Hart Research Associates conducted in-depth interviews of 4,600 TK-12 teachers in the Golden State on behalf of the California Teachers Association. What they discovered were educators who feel burdened by stress and peaking exhaustion.

Since the coronavirus pandemic, 77 percent of California teachers say things have changed for the worse. This is up from 45 percent previously.

When asked to described the work of teachers, 68 percent of the state’s current educators say it’s “exhausting” and 61 percent say it’s “stressful.” Burnout was the top reason those in the field of education are considering alternative career paths.

Another indicator of stress for California teachers is the challenge of finding affordable housing near their place of work. Eighty percent of those surveyed say they are experiencing financial stress in regards to this difficulty.
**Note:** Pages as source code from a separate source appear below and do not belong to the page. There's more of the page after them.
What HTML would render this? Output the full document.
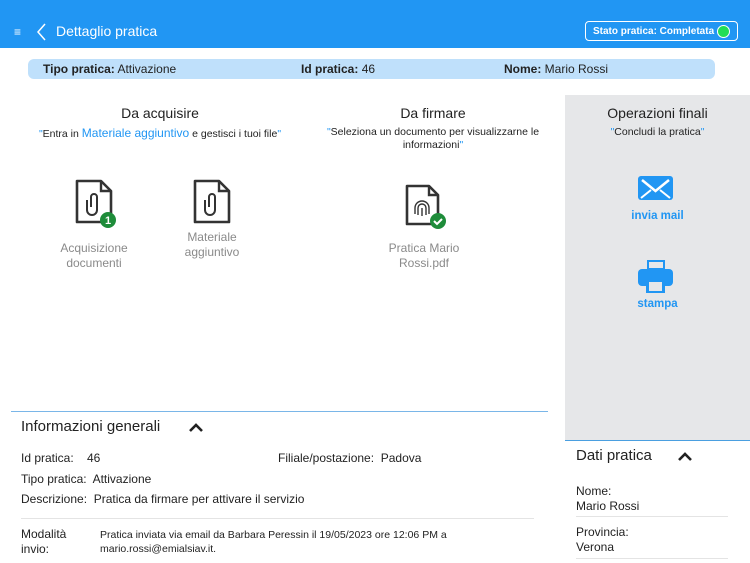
<!DOCTYPE html>
<html><head><meta charset="utf-8"><style>
*{margin:0;padding:0;box-sizing:border-box}
body{width:750px;height:563px;overflow:hidden;background:#fff;font-family:"Liberation Sans",sans-serif;color:#222;position:relative}
.a{position:absolute;white-space:nowrap}
.hdr{position:absolute;left:0;top:0;width:750px;height:48px;background:#2196F3}
.c{text-align:center}
.b{font-weight:bold}
.q{color:#2196F3}
.g{color:#8a8a8a}
</style></head><body>
<div class="hdr"></div>
<div class="a" style="left:14px;top:25px;color:#fff;font-size:12px">≡</div>
<svg class="a" style="left:35px;top:22px" width="12" height="20"><path d="M10 2L3 10L10 18" stroke="#fff" stroke-width="1.5" fill="none"/></svg>
<div class="a" style="left:56px;top:23px;color:#fff;font-size:14px">Dettaglio pratica</div>
<div class="a" style="left:585px;top:21px;width:153px;height:20px;border:1.5px solid #fff;border-radius:4px;color:#fff;font-size:10px;font-weight:bold;padding:4px 0 0 7px">Stato pratica: Completata</div>
<div class="a" style="left:717px;top:25px;width:13px;height:13px;border-radius:50%;background:#22dd55;border:1px solid #fff"></div>
<div class="a" style="left:28px;top:59px;width:687px;height:20px;background:#bfe0fb;border-radius:6px"></div>
<div class="a" style="left:43px;top:62px;font-size:12px"><b>Tipo pratica:</b> Attivazione</div>
<div class="a" style="left:301px;top:62px;font-size:12px"><b>Id pratica:</b> 46</div>
<div class="a" style="left:504px;top:62px;font-size:12px"><b>Nome:</b> Mario Rossi</div>
<div class="a" style="left:565px;top:95px;width:185px;height:346px;background:#e6e7e9;border-bottom:1.5px solid #4a9fe0"></div>
<div class="a c" style="left:60px;top:105px;width:200px;font-size:14px">Da acquisire</div>
<div class="a c" style="left:10px;top:126px;width:300px;font-size:10.5px"><span class="q">"</span>Entra in <span class="q" style="font-size:12px">Materiale aggiuntivo</span> e gestisci i tuoi file<span class="q">"</span></div>
<div class="a c" style="left:333px;top:105px;width:200px;font-size:14px">Da firmare</div>
<div class="a c" style="left:313px;top:126px;width:240px;font-size:10.5px;white-space:normal;line-height:13px"><span class="q">"</span>Seleziona un documento per visualizzarne le informazioni<span class="q">"</span></div>
<div class="a c" style="left:565px;top:105px;width:185px;font-size:14px">Operazioni finali</div>
<div class="a c" style="left:565px;top:126px;width:185px;font-size:10.5px"><span class="q">"</span>Concludi la pratica<span class="q">"</span></div>
<svg class="a" style="left:74px;top:179px" width="46" height="52"><path d="M3 2H27L37 12V43H3Z" stroke="#333" stroke-width="2.6" fill="none" stroke-linejoin="round"/><path d="M27 2V12H37" stroke="#333" stroke-width="2.4" fill="none"/><path d="M17 28V18a3 3 0 0 1 6 0V31a5 5 0 0 1-10 0V21" stroke="#333" stroke-width="2" fill="none"/><circle cx="34" cy="41" r="8" fill="#1e8c3a"/><text x="34" y="45" font-size="11" font-weight="bold" fill="#fff" text-anchor="middle" font-family="Liberation Sans">1</text></svg>
<div class="a c g" style="left:44px;top:241px;width:100px;font-size:12px;line-height:15px">Acquisizione<br>documenti</div>
<svg class="a" style="left:192px;top:179px" width="46" height="50"><path d="M3 2H27L37 12V43H3Z" stroke="#333" stroke-width="2.6" fill="none" stroke-linejoin="round"/><path d="M27 2V12H37" stroke="#333" stroke-width="2.4" fill="none"/><path d="M17 28V18a3 3 0 0 1 6 0V31a5 5 0 0 1-10 0V21" stroke="#333" stroke-width="2" fill="none"/></svg>
<div class="a c g" style="left:162px;top:230px;width:100px;font-size:12px;line-height:15px">Materiale<br>aggiuntivo</div>
<svg class="a" style="left:404px;top:184px" width="46" height="48"><path d="M3 2H25L34 11V40H3Z" stroke="#333" stroke-width="2.6" fill="none" stroke-linejoin="round"/><path d="M25 2V11H34" stroke="#333" stroke-width="2.4" fill="none"/><g stroke="#333" stroke-width="1.4" fill="none"><path d="M11 30v-6a7 7 0 0 1 14 0v6"/><path d="M14 31v-7a4 4 0 0 1 8 0v7"/><path d="M18 32v-8"/></g><circle cx="34" cy="37" r="8" fill="#1e8c3a"/><path d="M30 37l3 3 5-5" stroke="#fff" stroke-width="2" fill="none"/></svg>
<div class="a c g" style="left:374px;top:241px;width:100px;font-size:12px;line-height:15px">Pratica Mario<br>Rossi.pdf</div>
<svg class="a" style="left:638px;top:176px" width="36" height="25"><rect x="0" y="0" width="35" height="24" rx="3" fill="#2196F3"/><path d="M4 4L17.5 15L31 4" stroke="#fff" stroke-width="2.5" fill="none"/><path d="M3 22l10-8M32 22l-10-8" stroke="#fff" stroke-width="2"/></svg>
<div class="a c q b" style="left:565px;top:210px;width:185px;font-size:11.5px">invia mail</div>
<svg class="a" style="left:638px;top:260px" width="36" height="34"><rect x="9" y="0" width="18" height="9" fill="#2196F3"/><rect x="11" y="2" width="14" height="6" fill="#e6e7e9"/><rect x="0" y="9" width="35" height="17" rx="4" fill="#2196F3"/><rect x="8" y="19" width="19" height="14" fill="#2196F3"/><rect x="11" y="22" width="13" height="9" fill="#e6e7e9"/></svg>
<div class="a c q b" style="left:565px;top:298px;width:185px;font-size:11.5px">stampa</div>
<div class="a" style="left:11px;top:411px;width:537px;height:1px;background:#7ab6e8"></div>
<div class="a" style="left:21px;top:418px;font-size:15px">Informazioni generali</div>
<svg class="a" style="left:188px;top:421px" width="16" height="12"><path d="M2 10L8 4L14 10" stroke="#222" stroke-width="2.6" fill="none"/></svg>
<div class="a" style="left:21px;top:451px;font-size:12px"><span style="display:inline-block;width:66px">Id pratica:</span>46</div>
<div class="a" style="left:278px;top:451px;font-size:12px">Filiale/postazione:&nbsp; Padova</div>
<div class="a" style="left:21px;top:472px;font-size:12px">Tipo pratica:&nbsp; Attivazione</div>
<div class="a" style="left:21px;top:492px;font-size:12px">Descrizione:&nbsp; Pratica da firmare per attivare il servizio</div>
<div class="a" style="left:21px;top:518px;width:513px;height:1px;background:#e4e4e4"></div>
<div class="a" style="left:21px;top:527px;font-size:12px;line-height:15px">Modalità<br>invio:</div>
<div class="a" style="left:100px;top:528px;font-size:10.5px;line-height:14px">Pratica inviata via email da Barbara Peressin il 19/05/2023 ore 12:06 PM a<br>mario.rossi@emialsiav.it.</div>
<div class="a" style="left:576px;top:447px;font-size:15px">Dati pratica</div>
<svg class="a" style="left:677px;top:450px" width="16" height="12"><path d="M2 10L8 4L14 10" stroke="#222" stroke-width="2.6" fill="none"/></svg>
<div class="a" style="left:576px;top:484px;font-size:12px;line-height:15px">Nome:<br>Mario Rossi</div>
<div class="a" style="left:576px;top:516px;width:152px;height:1px;background:#e4e4e4"></div>
<div class="a" style="left:576px;top:525px;font-size:12px;line-height:15px">Provincia:<br>Verona</div>
<div class="a" style="left:576px;top:558px;width:152px;height:1px;background:#e4e4e4"></div>
</body></html>
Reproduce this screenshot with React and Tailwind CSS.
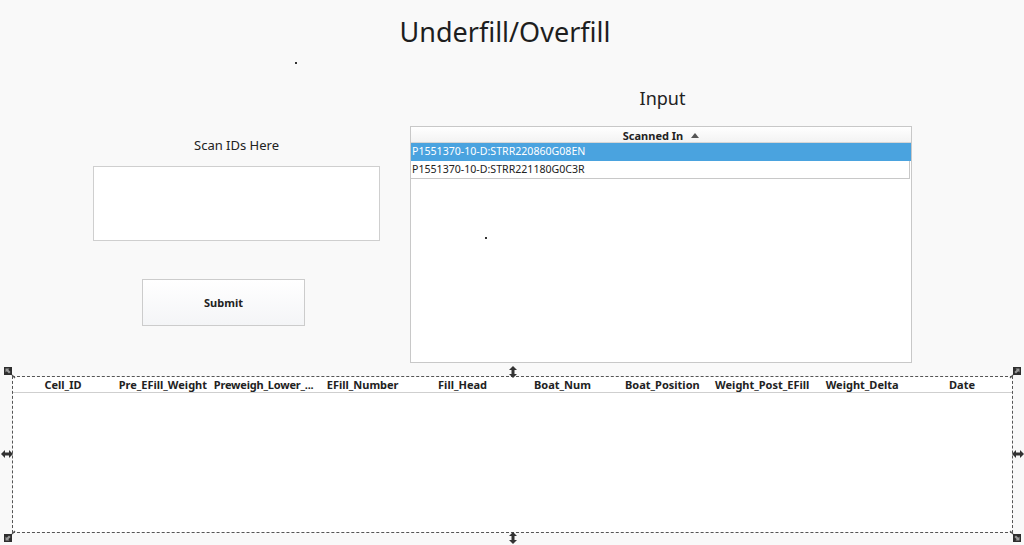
import React from 'react'

const cols = [
  'Cell_ID',
  'Pre_EFill_Weight',
  'Preweigh_Lower_...',
  'EFill_Number',
  'Fill_Head',
  'Boat_Num',
  'Boat_Position',
  'Weight_Post_EFill',
  'Weight_Delta',
  'Date',
]

const rows = ['P1551370-10-D:STRR220860G08EN', 'P1551370-10-D:STRR221180G0C3R']

// corner resize grip: small dark box with an arrow pointing outwards
function DiagHandle({ flipX, flipY }) {
  const t = `${flipX ? 'scaleX(-1)' : ''} ${flipY ? 'scaleY(-1)' : ''}`.trim()
  return (
    <svg width="12" height="12" viewBox="0 0 12 12" style={t ? { transform: t } : undefined}>
      <path d="M0 0 H8 V8 H0 Z" fill="#2e2e2e" />
      <path d="M1.5 1.5 L5.5 1.5 L4.3 2.7 L6.6 5 L5 6.6 L2.7 4.3 L1.5 5.5 Z" fill="#9a9a9a" />
      <path d="M8 8 L11 11" stroke="#555" strokeWidth="1.3" />
    </svg>
  )
}

function VHandle() {
  return (
    <svg width="10" height="12" viewBox="0 0 10 12">
      <path d="M5 0 L9 4 L6.5 4 L6.5 8 L9 8 L5 12 L1 8 L3.5 8 L3.5 4 L1 4 Z" fill="#333" />
    </svg>
  )
}

function HHandle() {
  return (
    <svg width="12" height="10" viewBox="0 0 12 10">
      <path d="M0 5 L4 1 L4 3.5 L8 3.5 L8 1 L12 5 L8 9 L8 6.5 L4 6.5 L4 9 Z" fill="#333" />
    </svg>
  )
}

export default function App() {
  return (
    <div
      className="relative h-[545px] w-[1024px] overflow-hidden bg-[#f9f9f9] text-[#222]"
      style={{ fontFamily: '"Noto Sans", "Open Sans", sans-serif' }}
    >
      <h1 className="pr-[14px] pt-[13px] text-center text-[27px] leading-[38px] text-[#1e1e1e]">Underfill/Overfill</h1>
      <span className="absolute left-[295px] top-[62px] h-[2px] w-[2px] bg-[#333]" />
      <span className="absolute left-[485px] top-[237px] h-[2px] w-[2px] bg-[#333]" />

      <div className="mt-[34px] flex gap-[30px] pl-[93px]">
        <div className="flex w-[287px] flex-col">
          <div className="mt-[51px] text-center text-[13px] leading-[18px]">Scan IDs Here</div>
          <textarea className="mt-[12px] h-[75px] resize-none border border-[#cfcfcf] bg-white outline-none" />
          <button className="ml-[49px] mt-[38px] h-[47px] w-[163px] border border-[#cccccc] bg-gradient-to-b from-white to-[#f4f5f7] pt-[2px] text-[11px] font-bold">
            Submit
          </button>
        </div>

        <div className="flex w-[502px] flex-col">
          <div className="pl-[3px] text-center text-[18px] leading-[26px]">Input</div>
          <div className="mt-[15px] h-[237px] border border-[#c8c8c8] bg-white">
            <div className="flex h-[16px] items-center justify-center border-b border-[#d6d6d6] bg-gradient-to-b from-white to-[#f3f3f3] pt-[3px] text-[11px] font-bold">
              Scanned In
              <svg className="mb-[2px] ml-[8px]" width="8" height="5" viewBox="0 0 8 5">
                <path d="M0 5 L4 0 L8 5 Z" fill="#555" />
              </svg>
            </div>
            {rows.map((r, i) => (
              <div
                key={r}
                className={
                  i === 0
                    ? 'flex h-[18px] items-center bg-[#4aa3df] pl-[1px] text-[10.6px] text-white'
                    : 'mr-[1px] flex h-[18px] items-center border-b border-r border-[#c8c8c8] pl-[1px] pt-[1px] text-[10.6px]'
                }
              >
                {r}
              </div>
            ))}
          </div>
        </div>
      </div>

      <div className="relative ml-[12px] mt-[13px] flex h-[157px] w-[1001px] flex-col border border-dashed border-[#555]">
        <div className="grid h-[16px] grid-cols-10 border-b border-[#cfcfcf] bg-white">
          {cols.map((c, i) => (
            <div
              key={c}
              className={
                i === 2
                  ? 'whitespace-nowrap pl-[1px] text-[11px] font-bold leading-[15px] tracking-[-0.2px]'
                  : 'whitespace-nowrap text-center text-[11px] font-bold leading-[15px]'
              }
            >
              {c}
            </div>
          ))}
        </div>
        <div className="flex-1 bg-white" />

        <span className="absolute left-[-9px] top-[-10px]"><DiagHandle /></span>
        <span className="absolute right-[-9px] top-[-10px]"><DiagHandle flipX /></span>
        <span className="absolute bottom-[-10px] left-[-9px]"><DiagHandle flipY /></span>
        <span className="absolute bottom-[-10px] right-[-9px]"><DiagHandle flipX flipY /></span>
        <span className="absolute left-[495px] top-[-11px]"><VHandle /></span>
        <span className="absolute bottom-[-12px] left-[495px]"><VHandle /></span>
        <span className="absolute left-[-12px] top-[72px]"><HHandle /></span>
        <span className="absolute right-[-12px] top-[72px]"><HHandle /></span>
      </div>
    </div>
  )
}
Managing basic expenses has also become a challenge for Golden State teachers. Sixty-eight percent of respondents expressed this as a challenging factor.

Higher pay was suggested by the majority of respondents as a way to improve their overall satisfaction. They are also looking for smaller class sizes and more support for students.

California’s state budget is set to address concerns surrounding professional development for educators. However, as it stands, one in five teachers are planning to leave their post by 2025.